** start Supplied data **
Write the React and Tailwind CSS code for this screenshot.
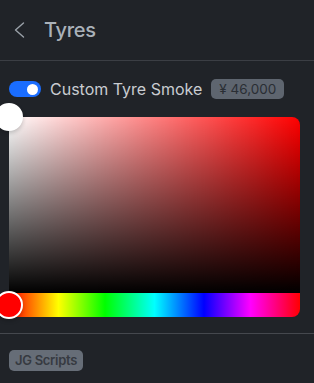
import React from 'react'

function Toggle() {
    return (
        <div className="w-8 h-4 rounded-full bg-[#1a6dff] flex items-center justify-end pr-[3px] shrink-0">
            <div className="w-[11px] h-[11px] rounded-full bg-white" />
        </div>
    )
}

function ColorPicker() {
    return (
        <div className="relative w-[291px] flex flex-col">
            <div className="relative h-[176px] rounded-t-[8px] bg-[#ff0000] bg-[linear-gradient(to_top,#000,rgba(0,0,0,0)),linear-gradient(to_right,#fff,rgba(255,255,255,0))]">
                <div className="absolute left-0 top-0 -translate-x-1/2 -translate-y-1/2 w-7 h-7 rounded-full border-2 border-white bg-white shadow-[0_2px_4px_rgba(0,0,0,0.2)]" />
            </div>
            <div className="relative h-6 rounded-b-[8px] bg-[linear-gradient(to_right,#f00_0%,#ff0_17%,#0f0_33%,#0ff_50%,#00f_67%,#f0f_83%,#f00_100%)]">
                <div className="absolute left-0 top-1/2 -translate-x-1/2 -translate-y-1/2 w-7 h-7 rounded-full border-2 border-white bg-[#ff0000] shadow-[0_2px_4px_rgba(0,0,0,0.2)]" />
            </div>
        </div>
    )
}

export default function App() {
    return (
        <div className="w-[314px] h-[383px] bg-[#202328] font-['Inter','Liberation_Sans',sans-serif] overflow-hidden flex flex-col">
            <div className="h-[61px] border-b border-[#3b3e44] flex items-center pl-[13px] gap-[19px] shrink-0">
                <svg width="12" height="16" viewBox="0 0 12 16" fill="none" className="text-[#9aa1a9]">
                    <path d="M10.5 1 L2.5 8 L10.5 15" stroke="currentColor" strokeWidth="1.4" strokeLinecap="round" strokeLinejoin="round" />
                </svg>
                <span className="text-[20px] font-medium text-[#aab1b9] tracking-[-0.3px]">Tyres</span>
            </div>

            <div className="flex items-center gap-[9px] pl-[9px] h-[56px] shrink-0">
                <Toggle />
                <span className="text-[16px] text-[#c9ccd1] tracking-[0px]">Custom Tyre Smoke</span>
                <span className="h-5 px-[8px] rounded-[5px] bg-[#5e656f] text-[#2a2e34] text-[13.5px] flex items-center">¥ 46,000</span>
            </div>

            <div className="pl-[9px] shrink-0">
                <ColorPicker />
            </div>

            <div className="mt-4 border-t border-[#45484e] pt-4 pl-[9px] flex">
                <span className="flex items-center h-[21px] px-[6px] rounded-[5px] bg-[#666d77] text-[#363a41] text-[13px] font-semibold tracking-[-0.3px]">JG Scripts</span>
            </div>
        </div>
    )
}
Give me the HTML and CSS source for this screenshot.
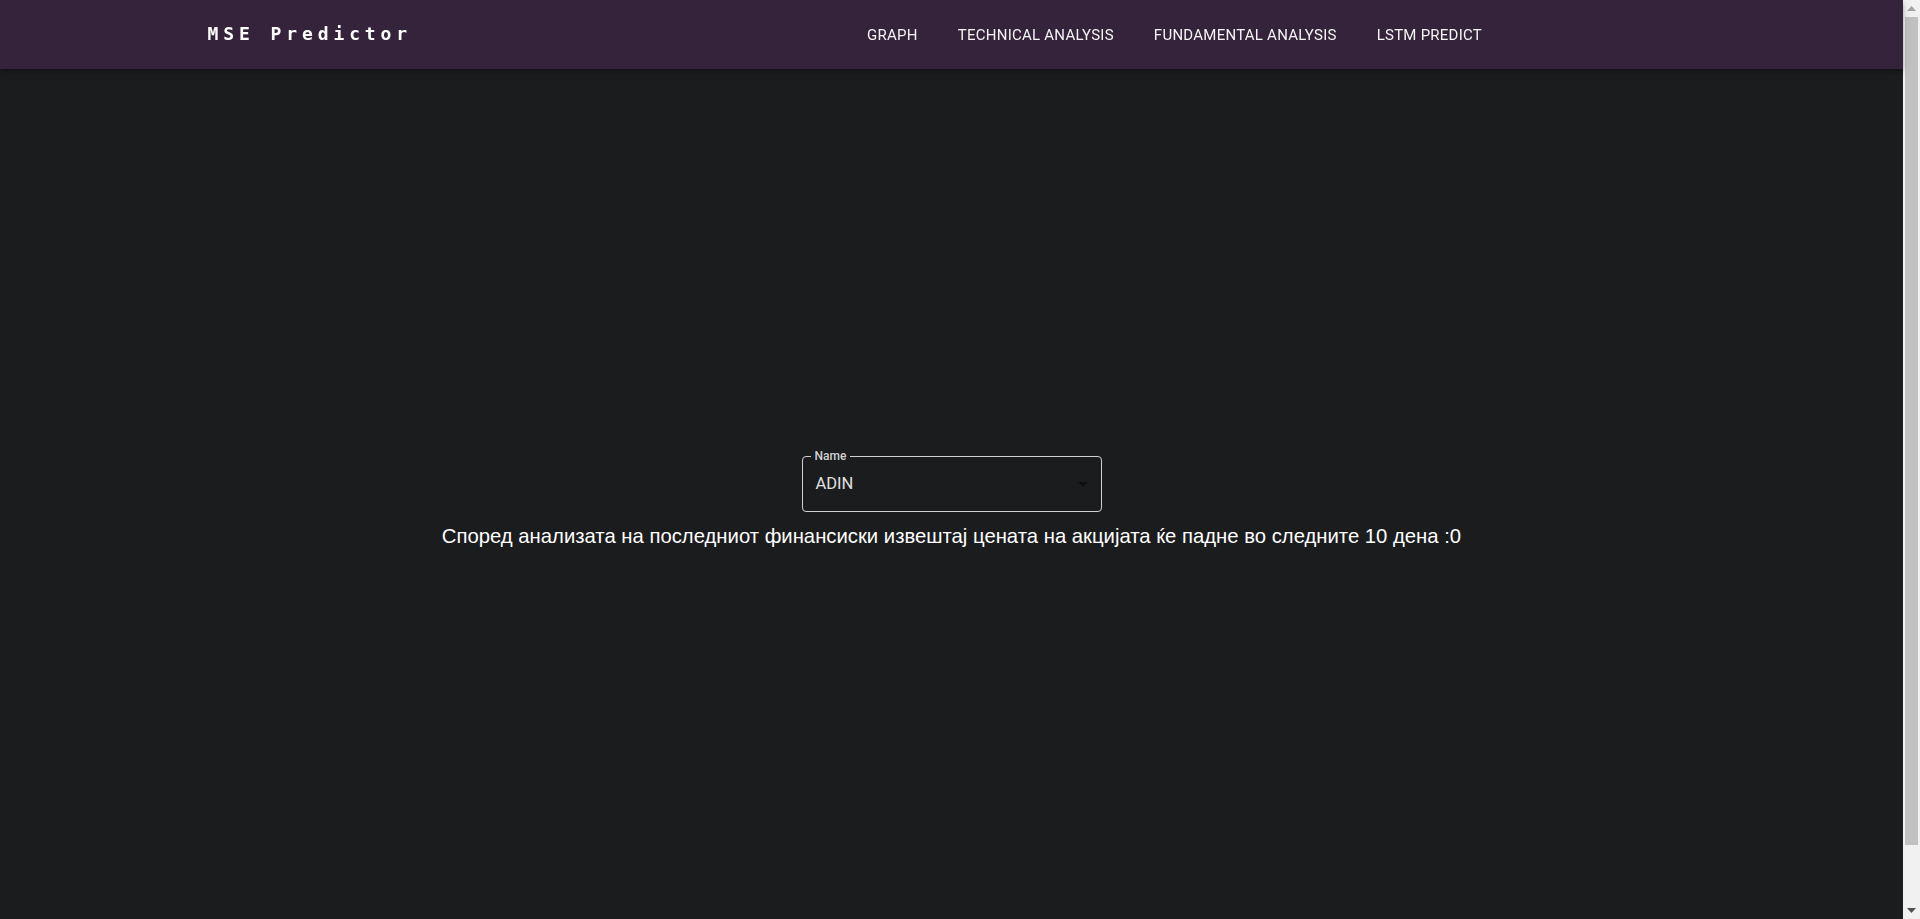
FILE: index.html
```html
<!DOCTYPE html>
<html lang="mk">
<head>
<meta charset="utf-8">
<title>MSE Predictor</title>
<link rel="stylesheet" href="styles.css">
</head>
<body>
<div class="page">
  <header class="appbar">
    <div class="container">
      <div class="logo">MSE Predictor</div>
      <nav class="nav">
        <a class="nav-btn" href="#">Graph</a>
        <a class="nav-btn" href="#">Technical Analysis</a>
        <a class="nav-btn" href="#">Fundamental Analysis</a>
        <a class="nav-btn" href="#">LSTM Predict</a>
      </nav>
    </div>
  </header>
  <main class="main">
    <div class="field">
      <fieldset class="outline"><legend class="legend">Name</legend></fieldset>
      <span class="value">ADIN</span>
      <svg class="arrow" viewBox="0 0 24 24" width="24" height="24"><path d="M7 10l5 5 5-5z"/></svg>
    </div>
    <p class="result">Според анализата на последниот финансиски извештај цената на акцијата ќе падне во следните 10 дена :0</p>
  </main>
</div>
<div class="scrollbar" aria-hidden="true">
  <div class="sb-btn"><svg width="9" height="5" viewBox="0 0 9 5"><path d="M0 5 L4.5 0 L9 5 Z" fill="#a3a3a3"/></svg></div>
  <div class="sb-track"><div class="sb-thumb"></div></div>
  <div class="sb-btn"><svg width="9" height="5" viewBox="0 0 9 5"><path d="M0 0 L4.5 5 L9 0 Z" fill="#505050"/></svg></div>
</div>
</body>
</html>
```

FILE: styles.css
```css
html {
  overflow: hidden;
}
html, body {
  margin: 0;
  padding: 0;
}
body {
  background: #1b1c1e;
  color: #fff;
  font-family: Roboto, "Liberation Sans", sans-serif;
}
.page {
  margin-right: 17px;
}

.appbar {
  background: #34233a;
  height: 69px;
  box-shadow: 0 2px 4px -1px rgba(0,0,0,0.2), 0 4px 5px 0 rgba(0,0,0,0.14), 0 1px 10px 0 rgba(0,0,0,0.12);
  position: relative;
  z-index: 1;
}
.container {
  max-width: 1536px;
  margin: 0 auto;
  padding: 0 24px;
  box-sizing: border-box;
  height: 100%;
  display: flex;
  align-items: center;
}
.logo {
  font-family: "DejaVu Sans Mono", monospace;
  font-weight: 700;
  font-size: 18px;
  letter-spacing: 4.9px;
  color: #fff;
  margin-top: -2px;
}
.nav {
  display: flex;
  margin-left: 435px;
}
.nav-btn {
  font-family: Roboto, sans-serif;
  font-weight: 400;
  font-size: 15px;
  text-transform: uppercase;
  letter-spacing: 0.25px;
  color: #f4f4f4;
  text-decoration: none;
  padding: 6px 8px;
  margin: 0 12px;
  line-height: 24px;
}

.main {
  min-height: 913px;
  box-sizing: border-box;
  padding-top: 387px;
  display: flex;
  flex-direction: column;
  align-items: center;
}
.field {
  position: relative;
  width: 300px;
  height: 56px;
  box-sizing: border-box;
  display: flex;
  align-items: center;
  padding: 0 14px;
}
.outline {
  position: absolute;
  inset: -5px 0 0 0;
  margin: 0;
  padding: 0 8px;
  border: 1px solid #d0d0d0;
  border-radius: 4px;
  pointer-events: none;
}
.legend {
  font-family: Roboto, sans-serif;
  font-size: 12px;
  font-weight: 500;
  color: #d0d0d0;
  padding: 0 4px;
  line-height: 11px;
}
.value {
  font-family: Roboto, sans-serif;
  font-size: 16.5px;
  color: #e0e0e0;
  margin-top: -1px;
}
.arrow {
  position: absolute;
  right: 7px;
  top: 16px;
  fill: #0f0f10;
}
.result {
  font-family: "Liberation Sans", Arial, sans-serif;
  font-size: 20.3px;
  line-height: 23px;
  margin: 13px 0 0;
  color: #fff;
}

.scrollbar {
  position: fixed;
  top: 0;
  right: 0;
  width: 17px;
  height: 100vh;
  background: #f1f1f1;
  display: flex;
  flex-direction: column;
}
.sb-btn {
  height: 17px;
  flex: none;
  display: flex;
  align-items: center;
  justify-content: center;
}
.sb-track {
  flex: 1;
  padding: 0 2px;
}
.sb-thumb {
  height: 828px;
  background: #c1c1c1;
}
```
** end Supplied data **
** start Supplied data **
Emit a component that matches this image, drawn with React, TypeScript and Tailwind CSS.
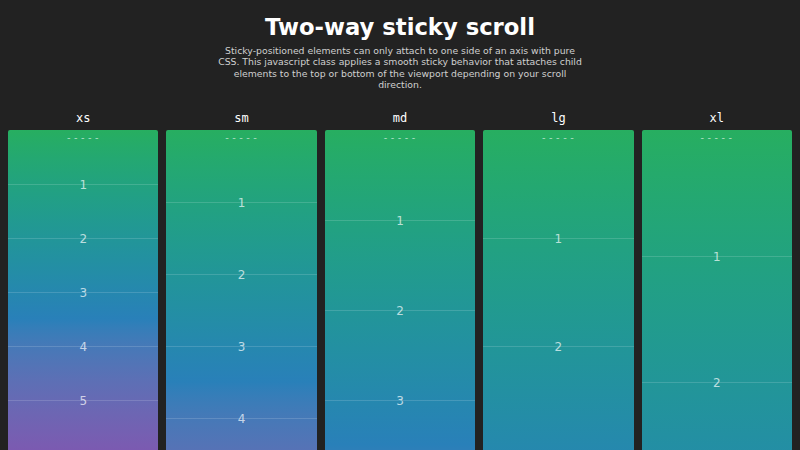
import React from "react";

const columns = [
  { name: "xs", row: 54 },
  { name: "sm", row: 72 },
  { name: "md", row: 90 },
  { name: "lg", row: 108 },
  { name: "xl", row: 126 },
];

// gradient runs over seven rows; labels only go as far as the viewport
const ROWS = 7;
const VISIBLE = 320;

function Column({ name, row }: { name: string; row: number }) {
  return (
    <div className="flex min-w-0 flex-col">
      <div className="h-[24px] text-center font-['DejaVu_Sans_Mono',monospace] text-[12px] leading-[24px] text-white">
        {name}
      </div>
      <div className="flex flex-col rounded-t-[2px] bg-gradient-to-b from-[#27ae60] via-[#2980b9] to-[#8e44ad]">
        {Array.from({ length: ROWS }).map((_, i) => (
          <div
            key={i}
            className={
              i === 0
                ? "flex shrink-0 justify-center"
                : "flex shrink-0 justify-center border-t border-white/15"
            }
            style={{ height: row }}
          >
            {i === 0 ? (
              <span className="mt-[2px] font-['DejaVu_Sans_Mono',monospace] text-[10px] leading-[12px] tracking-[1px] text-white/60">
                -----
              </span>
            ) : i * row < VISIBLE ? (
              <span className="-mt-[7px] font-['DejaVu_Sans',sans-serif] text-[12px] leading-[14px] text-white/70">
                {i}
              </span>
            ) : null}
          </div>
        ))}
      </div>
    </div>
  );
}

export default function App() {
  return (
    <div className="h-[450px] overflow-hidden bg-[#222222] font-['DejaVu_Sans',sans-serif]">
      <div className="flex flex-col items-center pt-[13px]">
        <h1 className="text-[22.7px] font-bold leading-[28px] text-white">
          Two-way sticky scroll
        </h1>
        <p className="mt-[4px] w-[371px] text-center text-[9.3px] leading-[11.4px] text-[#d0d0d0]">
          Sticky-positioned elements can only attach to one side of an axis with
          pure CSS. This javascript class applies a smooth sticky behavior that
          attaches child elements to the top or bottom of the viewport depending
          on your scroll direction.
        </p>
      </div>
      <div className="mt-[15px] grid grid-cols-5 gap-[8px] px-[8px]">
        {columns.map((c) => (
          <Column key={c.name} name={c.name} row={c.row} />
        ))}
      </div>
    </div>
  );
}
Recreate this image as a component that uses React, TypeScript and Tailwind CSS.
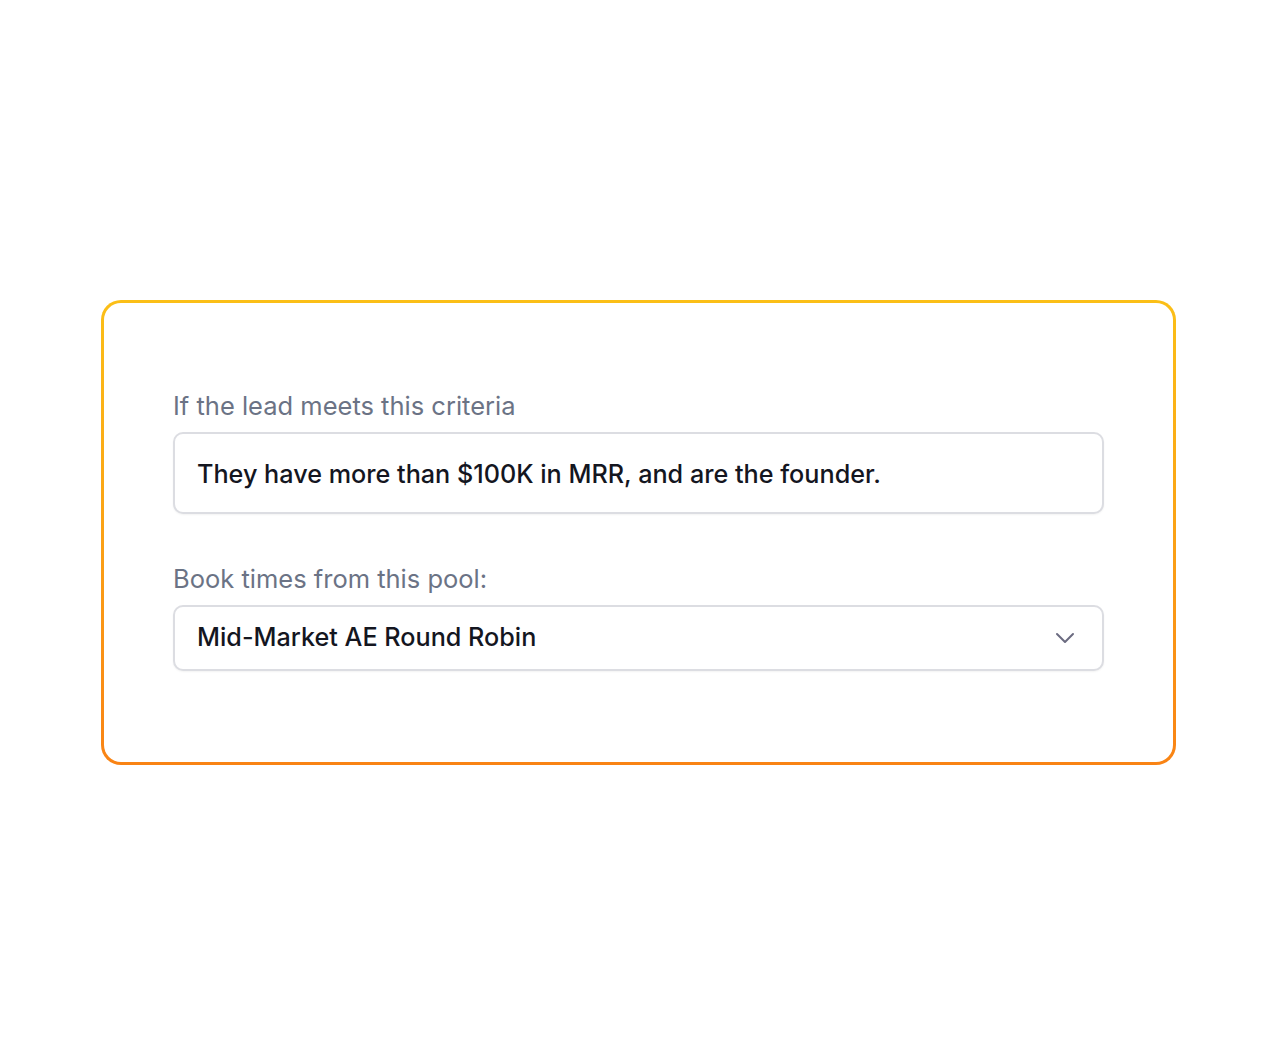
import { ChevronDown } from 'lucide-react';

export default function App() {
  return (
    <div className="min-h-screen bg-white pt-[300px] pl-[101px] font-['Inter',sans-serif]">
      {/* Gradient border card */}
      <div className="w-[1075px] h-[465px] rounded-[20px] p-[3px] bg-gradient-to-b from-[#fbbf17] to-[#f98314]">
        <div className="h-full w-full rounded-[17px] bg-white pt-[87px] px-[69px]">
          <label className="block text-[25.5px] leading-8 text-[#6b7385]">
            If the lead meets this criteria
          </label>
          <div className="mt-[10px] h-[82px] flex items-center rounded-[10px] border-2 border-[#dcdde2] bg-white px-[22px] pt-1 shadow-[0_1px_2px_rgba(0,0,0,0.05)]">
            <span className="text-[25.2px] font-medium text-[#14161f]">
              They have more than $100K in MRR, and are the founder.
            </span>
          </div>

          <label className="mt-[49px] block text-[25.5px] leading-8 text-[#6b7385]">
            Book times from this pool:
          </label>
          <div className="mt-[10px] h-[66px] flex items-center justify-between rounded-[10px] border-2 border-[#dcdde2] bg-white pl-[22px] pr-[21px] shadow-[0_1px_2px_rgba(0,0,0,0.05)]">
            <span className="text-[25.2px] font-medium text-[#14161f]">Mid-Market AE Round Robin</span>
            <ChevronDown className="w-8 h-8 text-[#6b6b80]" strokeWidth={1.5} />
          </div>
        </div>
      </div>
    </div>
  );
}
** end Supplied data **
> **What the exercise asks**: Quote only the lines running from the line with "Emit a component" to the line with "const VISIBLE = 320;", ends included, exactly as they appear and without the pictures.

> **Answer to the exercise**:
Emit a component that matches this image, drawn with React, TypeScript and Tailwind CSS.
import React from "react";

const columns = [
  { name: "xs", row: 54 },
  { name: "sm", row: 72 },
  { name: "md", row: 90 },
  { name: "lg", row: 108 },
  { name: "xl", row: 126 },
];

// gradient runs over seven rows; labels only go as far as the viewport
const ROWS = 7;
const VISIBLE = 320;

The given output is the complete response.